Holding — Koeltl, J.
- The U.S. District Court for the Southern District of New York held that the defendants were not entitled to attorney's fees or costs.
Rule
- Attorney's fees under the Lanham Act may be awarded only in exceptional cases where a plaintiff's claims are shown to be brought in bad faith.
Reasoning
- The U.S. District Court reasoned that the defendants could only recover attorney's fees under the Lanham Act in exceptional cases, typically involving bad faith by the plaintiff.
- The court found that although the plaintiff's claims were ultimately unsuccessful, they were not entirely frivolous and did not warrant an inference of bad faith.
- The court noted that the plaintiff genuinely believed in the merit of its claims, which were not baseless enough to justify the imposition of attorney's fees.
- Furthermore, the court determined that the criteria for sanctions under 28 U.S.C. § 1927 and the court's inherent authority were not met, as there was no clear evidence of meritlessness or bad faith.
- The court also declined to impose sanctions under Rule 11 of the Federal Rules of Civil Procedure, stating that the plaintiff's claims, while weak, were not so unreasonable as to warrant sanctions.
- Additionally, the court clarified that New York General Business Law § 360-m provided remedies only for plaintiffs injured by willful infringement, not for defendants claiming misconduct in litigation.
Deep Dive: How the Court Reached Its Decision
Overview of the Court's Reasoning
The U.S. District Court for the Southern District of New York analyzed the defendants' request for attorney's fees and costs following the dismissal of the plaintiff's claims. The court noted that under the Lanham Act, attorney's fees could only be awarded in "exceptional cases," typically where the plaintiff acted in bad faith. It emphasized that a plaintiff's claims must be devoid of merit to support such a finding. Although the plaintiff's claims were ultimately unsuccessful, the court found they were not entirely frivolous and did not warrant an inference of bad faith. The court recognized that the plaintiff genuinely believed in the merit of its claims, indicating that the action was motivated by a flawed understanding of the law rather than an improper purpose. As a result, the court denied the defendants' motion for attorney's fees under the Lanham Act.
Analysis of Bad Faith
The court further examined the concept of bad faith in the context of the defendants' request for attorney's fees. It noted that bad faith could be inferred when a plaintiff's claims were wholly baseless; however, this was not the situation in this case. The court highlighted that the plaintiff's arguments were not so lacking in merit that they could be considered frivolous. The proceedings included oral arguments and substantial analysis, suggesting that the claims were taken seriously and warranted discussion. The court concluded that there was no clear evidence to suggest that the plaintiff's claims were brought for an improper purpose, reinforcing the notion that the filing was not driven by bad faith. Therefore, the court found no basis for awarding attorney's fees under this standard.

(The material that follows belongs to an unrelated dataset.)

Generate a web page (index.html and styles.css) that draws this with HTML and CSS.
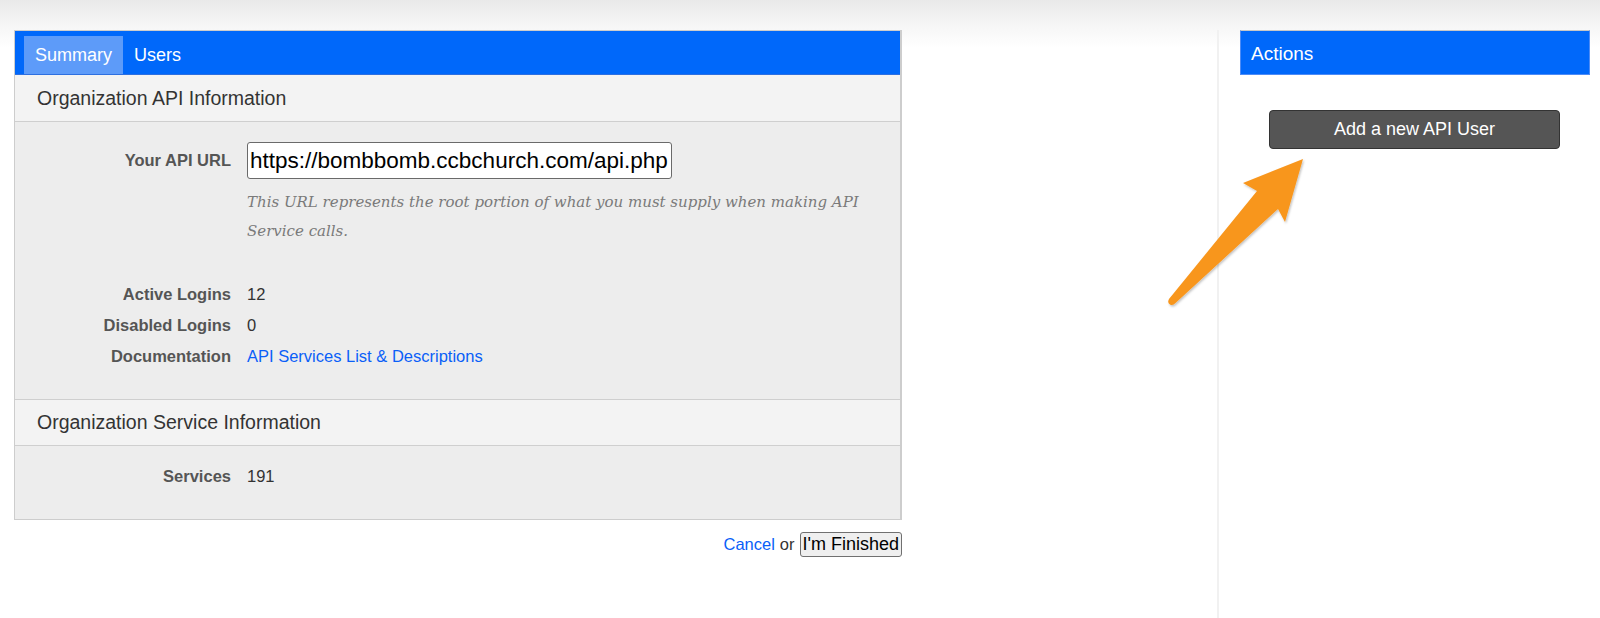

Examination of Attorney's Fees Under 28 U.S.C. § 1927
The court then considered whether attorney's fees could be awarded under 28 U.S.C. § 1927, which allows for sanctions against attorneys who multiply proceedings unreasonably and vexatiously. The court stated that to impose such sanctions, it required clear evidence that the claims were entirely meritless and that the party acted with improper motives. As previously discussed, the court found that the claims were not entirely without merit, and thus, there was insufficient evidence of bad faith. Additionally, the court noted that even if plaintiff's counsel failed to conduct a reasonable pre-filing investigation, this did not necessarily meet the threshold for sanctions. The court ultimately concluded that the defendants' motion for attorney's fees under § 1927 was denied due to the absence of bad faith.
Consideration of Rule 11 Sanctions
The court also evaluated the defendants' argument for sanctions under Rule 11 of the Federal Rules of Civil Procedure. It explained that Rule 11 requires attorneys to conduct a reasonable inquiry into the viability of the claims presented. The imposition of sanctions under Rule 11 is discretionary and should be reserved for extreme cases. While the court acknowledged that the plaintiff's claims were not meritorious, it determined they were not so objectively unreasonable as to warrant sanctions. The court highlighted that the plaintiff could have reasonably believed it had some chance of success on its claims, even if minimal. Furthermore, the court noted uncertainty regarding whether the defendants complied with Rule 11's "safe harbor" provision, which could lead to the denial of their motion. Consequently, the court denied the request for sanctions under Rule 11.
Rejection of Claims Under New York General Business Law § 360-m
Lastly, the court addressed the defendants' claim for attorney's fees under New York General Business Law § 360-m. It clarified that this statute is designed to provide remedies for plaintiffs injured by willful infringement of their marks rather than for defendants claiming wrongful conduct during litigation. The court explained that § 360-m applies specifically to owners of marks registered with the New York Secretary of State and found no evidence that the defendants held such registrations. The absence of willful infringement by the plaintiff further supported the court's decision to deny the defendants' request for fees under this statute. Thus, the court concluded that there was no viable basis for awarding attorney's fees and costs, ultimately denying the defendants' motion in its entirety.